This is an action to recover damages which the plaintiff claims resulted to its brewery building from blasting, done by the defendant in the construction of a subway in the adjoining avenue. A trial resulted in verdict and judgment in favor of the plaintiff, from which the defendant has appealed.
Respondent owns and operates a brewery plant, situated in the city of Spokane, occupying a block bounded on the west by Sheridan street and on the south by Front avenue. *653On the southwest comer of the block, is situated respondent’s main building, fronting westerly one hundred feet on Sheridan street, and southerly one hundred and thirty feet on Front avenue. The building, as originally built, and before being injured, was a substantial brick structure, its different parts varying in height from three to five stories. Appellant has been, for some years past, engaged in constructing its railway into the city of Spokane on a line which passes near respondent’s main building. In the construction of its railway along this line, it became necessary for appellant to procure a franchise from the city of Spokane authorizing the construction of the railway along Front avenue in a subway for a distance of eight hundred feet. The subway, as proposed and afterward constructed, is in that portion of Front avenue upon which respondent’s brewery plant and grounds front, to the extent of approximately four hundred and fifty feet, respondent’s main building fronting thereon to the extent of one hundred and thirty feet. The subway, as proposed and constructed, extends westerly along and in the avenue from the southwest comer of respondent’s plant approximately two hundred and fifty feet, where the railway emerges therefrom into an open cut upon appellant’s private property. The northerly side of the subway is approximately parallel with the southerly line of respondent’s plant, and about thirty feet therefrom. The bottom of the subway is twenty feet or more below the surface of the street, the surface of the street for the whole distance of eight hundred feet being restored, after the construction of the subway, suitable for ordinary highway travel, as required by the franchise ordinances. The material taken from the subway in its construction consisted, in large part, of rock in place which was loosened by blasting with dynamite. This blasting, it is claimed, caused the damage to respondent’s building for which compensation is sought in this action. In the years 1910 and 1911, a franchise ordinance and an amendment thereto were passed by the city of Spokane, granting to ap*654pellant the right to construct this subway in Front avenue. This franchise, among other conditions, contained the following :
“The said grantee shall not be authorized, under this franchise, to enter upon said Front avenue east of the east line of Sheridan street, or to lay or construct its tracks or roadway therein until it shall have fully compensated the owners of private property abutting upon said Front avenue, within the limits mentioned, for any damages which may be sustained by their said property by reason of the construction of the grantee’s railway in said avenue. If the grantee and such owners of private property cannot agree as to the amount of such compensation, then the same shall be ascertained by condemnation proceedings in the manner provided by law in such cases.”

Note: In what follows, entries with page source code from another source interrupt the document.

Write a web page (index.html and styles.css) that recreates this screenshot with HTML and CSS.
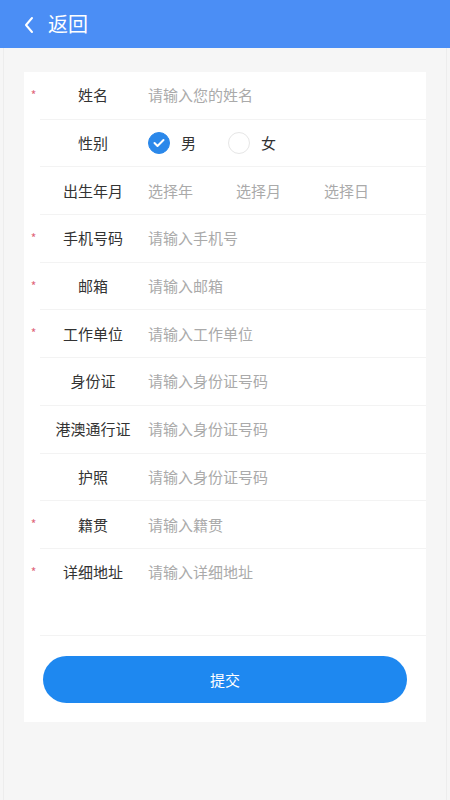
FILE: index.html
```html
<!DOCTYPE html>
<html lang="zh">
<head>
<meta charset="utf-8">
<title>表单</title>
<link rel="stylesheet" href="styles.css">
</head>
<body>
<div class="page">
  <header class="topbar">
    <svg class="back-icon" width="12" height="18" viewBox="0 0 12 18"><polyline points="8,2 2,9 8,16" fill="none" stroke="#fff" stroke-width="2" stroke-linecap="round" stroke-linejoin="round"/></svg>
    <span class="back-text">返回</span>
  </header>
  <main class="card">
    <div class="row"><span class="star">*</span><span class="label">姓名</span><span class="ph">请输入您的姓名</span></div>
    <div class="row"><span class="star"></span><span class="label">性别</span>
      <span class="radios">
        <span class="radio"><span class="dot checked"><svg width="12" height="10" viewBox="0 0 12 10"><polyline points="1.5,5 4.5,8 10.5,2" fill="none" stroke="#fff" stroke-width="2" stroke-linecap="round" stroke-linejoin="round"/></svg></span><span class="rtext">男</span></span>
        <span class="radio"><span class="dot"></span><span class="rtext">女</span></span>
      </span>
    </div>
    <div class="row"><span class="star"></span><span class="label">出生年月</span>
      <span class="dates"><span class="date ph">选择年</span><span class="date ph">选择月</span><span class="date ph">选择日</span></span>
    </div>
    <div class="row"><span class="star">*</span><span class="label">手机号码</span><span class="ph">请输入手机号</span></div>
    <div class="row"><span class="star">*</span><span class="label">邮箱</span><span class="ph">请输入邮箱</span></div>
    <div class="row"><span class="star">*</span><span class="label">工作单位</span><span class="ph">请输入工作单位</span></div>
    <div class="row"><span class="star"></span><span class="label">身份证</span><span class="ph">请输入身份证号码</span></div>
    <div class="row"><span class="star"></span><span class="label">港澳通行证</span><span class="ph">请输入身份证号码</span></div>
    <div class="row"><span class="star"></span><span class="label">护照</span><span class="ph">请输入身份证号码</span></div>
    <div class="row"><span class="star">*</span><span class="label">籍贯</span><span class="ph">请输入籍贯</span></div>
    <div class="row tall"><span class="star">*</span><span class="label">详细地址</span><span class="ph">请输入详细地址</span></div>
    <div class="btn-wrap"><button class="submit">提交</button></div>
  </main>
</div>
</body>
</html>
```
FILE: styles.css
```css
* { box-sizing: border-box; }
html, body { margin: 0; padding: 0; }
body {
  width: 450px;
  height: 800px;
  background: #f6f6f6;
  font-family: "Noto Sans CJK SC", "Noto Sans", sans-serif;
  overflow: hidden;
}
.page {
  height: 800px;
  border-left: 1px solid #ededed;
  border-right: 1px solid #ededed;
  margin: 0 3px;
}
.topbar {
  height: 48px;
  background: #4b8ef5;
  display: flex;
  align-items: center;
  padding-left: 24px;
  margin: 0 -4px;
}
.back-icon { margin-right: 12px; margin-top: 1px; }
.back-text { color: #fff; font-size: 20px; line-height: 1; }
.card {
  background: #fff;
  margin: 24px 20px 0 20px;
  padding: 0 0 19px 16px;
}
.row {
  height: 47.7px;
  border-bottom: 1px solid #f3f3f3;
  display: flex;
  align-items: center;
}
.row.tall {
  height: 87px;
  align-items: flex-start;
  padding-top: 12px;
}
.star {
  width: 16px;
  margin-left: -16px;
  color: #e0667a;
  font-size: 12px;
  text-align: center;
  align-self: flex-start;
  padding-top: 17px;
  padding-left: 3px;
  line-height: 1;
}
.row.tall .star { padding-top: 5px; }
.label {
  width: 106px;
  text-align: center;
  font-size: 15px;
  color: #333;
  line-height: 22px;
}
.ph {
  color: #aaa;
  font-size: 15px;
  line-height: 22px;
  margin-left: 2px;
}
.radios { display: flex; align-items: center; margin-left: 2px; }
.radio { display: flex; align-items: center; margin-right: 32px; }
.dot {
  width: 22px;
  height: 22px;
  border-radius: 50%;
  border: 1px solid #e6e6e6;
  display: flex;
  align-items: center;
  justify-content: center;
}
.dot.checked { background: #2b88ea; border-color: #2b88ea; }
.rtext { margin-left: 11px; font-size: 15px; color: #333; line-height: 22px; }
.dates { display: flex; margin-left: 2px; }
.date { width: 88px; margin-left: 0; }
.btn-wrap { padding: 20px 19px 0 3px; }
.submit {
  width: 100%;
  height: 47px;
  border: none;
  border-radius: 24px;
  background: #1e88f0;
  color: #fff;
  font-family: "Noto Sans CJK SC", "Noto Sans", sans-serif;
  font-size: 15px;
  display: block;
}
```
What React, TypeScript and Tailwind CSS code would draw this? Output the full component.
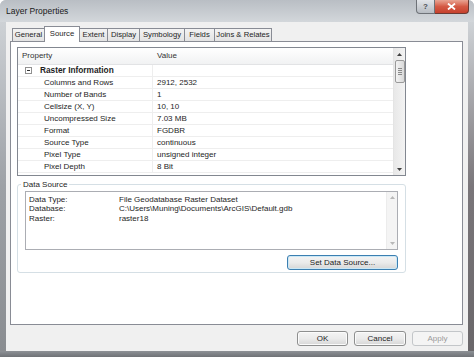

The older portion of respondent’s building was constructed in the year 1900, while the newer portion thereof was constructed in 1906 and 1907. Both portions have, from some cause, since their construction, received serious injury in the way of cracks in the foundation and upper wall, which greatly impair the value of the building, and for which the jury awarded to respondent as against appellant the sum of $28,-000 damages, manifestly upon the theory that damage was caused, at least to that extent, by blasting carried on by appellant in the construction of the subway. Other facts will be noticed as may become necessary in our discussion of appellant’s several contentions.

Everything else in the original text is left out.